Siempre he pensado que, en nuestro imaginario nacional, hemos intentado aproximarnos mucho más a la cultura americana que a la europea, queriendo parecernos a una imagen y a unos estereotipos que no se corresponden ni a nuestra cultura ni a nuestra fisionomía. Sigo pensándolo. Nuestras series siguen presentando a jóvenes neumáticos, con apartamentos preciosos en lugares inalcanzables adquisitivamente hablando, pero que luego resulta que trabajan haciendo chapucillas. Ya me dirán cómo. Con gran esfuerzo me he visto las series de Netflix, adaptación de las novelas de Elisabet Benavent, donde las mujeres son las protagonistas. Para mi gran dolor, todas ellas son monísimas, viven carreras profesionales interesantísimas y que, pese a supuestamente tener muchos problemas económicos, les permiten vivir en el centro de Madrid en casas antiguas de lo más chic. Sus parejas, buenos o malos, son siempre como sacados de un catálogo de modelos. Si nos vamos de este tipo de serie, lo que vemos es que lo que sale de la “norma” pasa a ser el centro de la trama. Conozco el gremio y sé de la casi imposibilidad de hacer series que reflejen la vida real, generalmente rechazadas, y lo a menudo que se propone a los guionistas tal o cual personaje, siempre estereotipado, como el niño, el abuelo o el adolescente, para atraer presuntamente a un grupo de espectadores.

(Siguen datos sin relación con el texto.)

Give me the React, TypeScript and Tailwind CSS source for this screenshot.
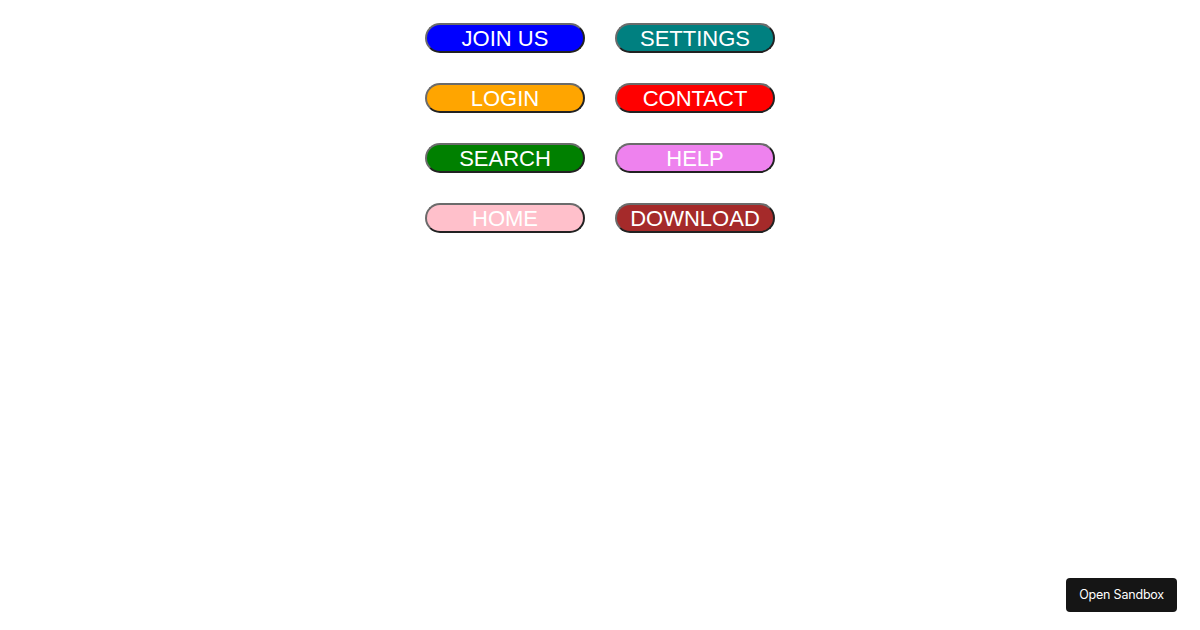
const buttons = [
  { label: "JOIN US", color: "bg-[#0000ff]" },
  { label: "SETTINGS", color: "bg-[#008080]" },
  { label: "LOGIN", color: "bg-[#ffa500]" },
  { label: "CONTACT", color: "bg-[#ff0000]" },
  { label: "SEARCH", color: "bg-[#008000]" },
  { label: "HELP", color: "bg-[#ee82ee]" },
  { label: "HOME", color: "bg-[#ffc0cb]" },
  { label: "DOWNLOAD", color: "bg-[#a52a2a]" },
];

export default function App() {
  return (
    <div className="min-h-screen bg-white font-['Liberation_Sans',Arial,sans-serif]">
      <div className="flex justify-center pt-[23px]">
        <div className="grid grid-cols-[160px_160px] gap-x-[30px] gap-y-[30px]">
          {buttons.map((b) => (
            <button
              key={b.label}
              type="button"
              className={`${b.color} h-[30px] w-[160px] rounded-full border-2 border-t-[#6b6b6b] border-l-[#6b6b6b] border-b-[#222222] border-r-[#222222] pt-[2px] text-[22px] leading-none text-white`}
            >
              {b.label}
            </button>
          ))}
        </div>
      </div>
      <a
        href="#"
        className="fixed bottom-[18px] right-[23px] flex h-[34px] items-center rounded-[4px] bg-[#151515] px-[13px] font-['Inter',sans-serif] text-[12.5px] tracking-[-0.2px] text-white"
      >
        Open Sandbox
      </a>
    </div>
  );
}
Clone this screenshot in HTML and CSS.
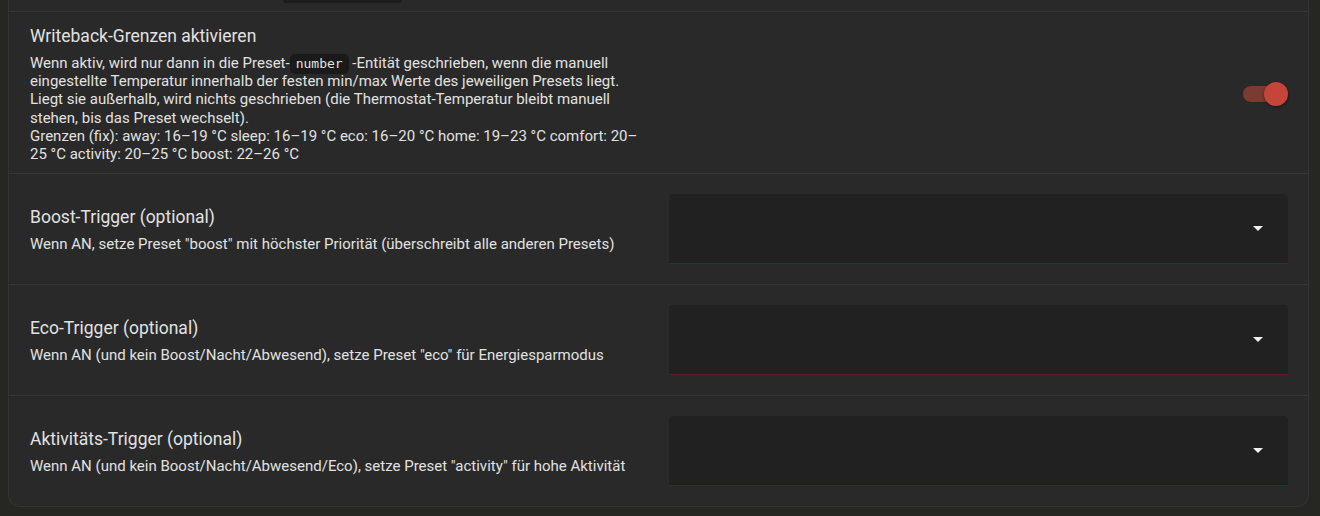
FILE: index.html
```html
<!DOCTYPE html>
<html lang="de">
<head>
<meta charset="utf-8">
<link rel="stylesheet" href="styles.css">
</head>
<body>
<div class="card">
  <div class="prev-row"><div class="prev-box"></div></div>

  <div class="row row-top">
    <div class="info">
      <div class="title">Writeback-Grenzen aktivieren</div>
      <div class="desc">Wenn aktiv, wird nur dann in die Preset-<code>number</code> -Entität geschrieben, wenn die manuell eingestellte Temperatur innerhalb der festen min/max Werte des jeweiligen Presets liegt. Liegt sie außerhalb, wird nichts geschrieben (die Thermostat-Temperatur bleibt manuell stehen, bis das Preset wechselt).<br>Grenzen (fix): away: 16–19 °C sleep: 16–19 °C eco: 16–20 °C home: 19–23 °C comfort: 20–25 °C activity: 20–25 °C boost: 22–26 °C</div>
    </div>
    <div class="control control-end">
      <div class="switch"><div class="track"></div><div class="knob"></div></div>
    </div>
  </div>

  <div class="row">
    <div class="info">
      <div class="title">Boost-Trigger (optional)</div>
      <div class="desc">Wenn AN, setze Preset "boost" mit höchster Priorität (überschreibt alle anderen Presets)</div>
    </div>
    <div class="control">
      <div class="select"><span class="arrow"></span></div>
    </div>
  </div>

  <div class="row">
    <div class="info">
      <div class="title">Eco-Trigger (optional)</div>
      <div class="desc">Wenn AN (und kein Boost/Nacht/Abwesend), setze Preset "eco" für Energiesparmodus</div>
    </div>
    <div class="control">
      <div class="select"><span class="arrow"></span></div>
    </div>
  </div>

  <div class="row row-last">
    <div class="info">
      <div class="title">Aktivitäts-Trigger (optional)</div>
      <div class="desc">Wenn AN (und kein Boost/Nacht/Abwesend/Eco), setze Preset "activity" für hohe Aktivität</div>
    </div>
    <div class="control">
      <div class="select"><span class="arrow"></span></div>
    </div>
  </div>
</div>
</body>
</html>
```
FILE: styles.css
```css
html, body {
  margin: 0;
  padding: 0;
  background: #262622;
  height: 516px;
  overflow: hidden;
}
body {
  padding: 0 11px 0 8px;
  font-family: Roboto, "Liberation Sans", sans-serif;
  color: #e1e1e1;
}
.card {
  background: #292929;
  border: 1px solid #343434;
  border-top: none;
  border-radius: 0 0 12px 12px;
}
.prev-row {
  height: 11px;
  padding-left: 274px;
  border-bottom: 1px solid #363636;
  box-sizing: content-box;
}
.prev-box {
  width: 119px;
  height: 3px;
  background: #1c1c1c;
  border-radius: 0 0 4px 4px;
}
.row {
  display: grid;
  grid-template-columns: 1fr 1fr;
  column-gap: 19px;
  align-items: center;
  padding: 20px 20px 20px 21px;
  height: 70px;
  box-sizing: content-box;
  border-bottom: 1px solid #363636;
}
.row-top {
  height: auto;
  padding-top: 12px;
  padding-bottom: 10px;
}
.row-last {
  border-bottom: none;
}
.info {
  display: flex;
  flex-direction: column;
  gap: 6px;
}
.title {
  font-size: 17.5px;
  line-height: 24px;
  color: #e1e1e1;
}
.desc {
  font-size: 15px;
  line-height: 18.2px;
  color: #e1e1e1;
}
code {
  font-family: "DejaVu Sans Mono", "Liberation Mono", monospace;
  font-size: 13px;
  line-height: 1;
  background: #1a1a1a;
  border-radius: 5px;
  padding: 2px 6px 3px 6px;
}
.control {
  display: flex;
  align-items: center;
}
.control-end {
  justify-content: flex-end;
}
.switch {
  position: relative;
  width: 45px;
  height: 24px;
  display: flex;
  align-items: center;
}
.track {
  width: 37px;
  height: 16px;
  border-radius: 8px;
  background: #7a3b31;
}
.knob {
  position: absolute;
  right: 0;
  top: 0;
  width: 24px;
  height: 24px;
  border-radius: 50%;
  background: #c5453a;
  box-shadow: 0 1px 3px rgba(0, 0, 0, 0.45);
}
.select {
  flex: 1;
  height: 69px;
  background: #212121;
  border-radius: 4px 4px 0 0;
  border-bottom: 1px solid #5e1e1e;
  display: flex;
  align-items: center;
  justify-content: flex-end;
  padding-right: 25px;
}
.arrow {
  width: 0;
  height: 0;
  border-left: 5px solid transparent;
  border-right: 5px solid transparent;
  border-top: 5px solid #f0f0f0;
}
```
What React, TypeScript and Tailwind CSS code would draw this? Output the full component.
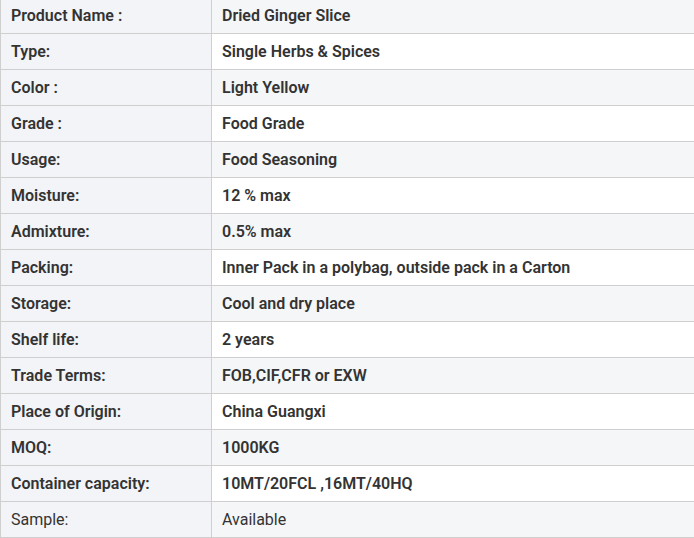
const rows: [string, string][] = [
  ["Product Name :", "Dried Ginger Slice"],
  ["Type:", "Single Herbs & Spices"],
  ["Color :", "Light Yellow"],
  ["Grade :", "Food Grade"],
  ["Usage:", "Food Seasoning"],
  ["Moisture:", "12 % max"],
  ["Admixture:", "0.5% max"],
  ["Packing:", "Inner Pack in a polybag, outside pack in a Carton"],
  ["Storage:", "Cool and dry place"],
  ["Shelf life:", "2 years"],
  ["Trade Terms:", "FOB,CIF,CFR or EXW"],
  ["Place of Origin:", "China Guangxi"],
  ["MOQ:", "1000KG"],
  ["Container capacity:", "10MT/20FCL ,16MT/40HQ"],
];

export default function App() {
  return (
    <div className="w-[694px] h-[538px] overflow-hidden bg-white" style={{ fontFamily: "Roboto, 'Liberation Sans', sans-serif" }}>
      <div className="-mt-[3px] w-[700px] border border-[#cfcfcf] text-[16px] text-[#333]">
        {rows.map(([k, v], i) => (
          <div key={i} className="flex h-[36px] border-b border-[#cfcfcf]">
            <div className="w-[211px] shrink-0 border-r border-[#cfcfcf] bg-[#f3f4f7] pl-[10px] pt-[1px] flex items-center font-semibold">{k}</div>
            <div className={`flex-1 pl-[10px] pt-[1px] flex items-center font-semibold ${i % 2 === 0 ? "bg-[#f5f6f8]" : "bg-white"}`}>{v}</div>
          </div>
        ))}
        <div className="flex h-[35px]">
          <div className="w-[211px] shrink-0 border-r border-[#cfcfcf] bg-[#f3f4f7] pl-[10px] pt-[1px] flex items-center">Sample:</div>
          <div className="flex-1 pl-[10px] pt-[1px] flex items-center bg-[#f5f6f8]">Available</div>
        </div>
      </div>
    </div>
  );
}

Aterrizando en esa realidad y en el momento actual, creo que alguien debería recordar que las calles están pobladas por gente normal, variada y pegadas a un día a día que es obviado en nuestras pantallas. En mi entorno, las bromas con carga sexual vienen de mujeres de sesenta años y de amigos jóvenes por igual. Los problemas de pareja aparecen a los treinta, a los cuarenta y a los setenta, con buenos trabajos o sin ninguno en absoluto. En casas chic o en otras de sesenta metros donde viven seis personas. Gente que se levanta a las cinco de la mañana para ir a trabajar. Con hijos en otros países. Gente que se disfraza de Papá Noel para la fiesta de la guardería de su nieta y se emociona contándome que se lo ha pasado genial. Gente que teme la jubilación de su pareja. Gente guapa que tiene marcas en su cuerpo que le recuerdan las malas experiencias y que le impiden estar en ese grupo de guapos. Treinteañeros que se sienten solos porque se creyeron las series americanas y no entienden qué es lo que no funciona en su vida. No entienden por qué ellos no.

En estos tiempos en los que tantas crisis psicológicas acaban convirtiéndose en serios problemas de auto concepto, sobre todo entre los adolescentes, ¿para cuándo presentar en nuestras pantallas una operación bikini que nos recuerde que hay bañadores de todas las tallas y para todas las ocasiones?.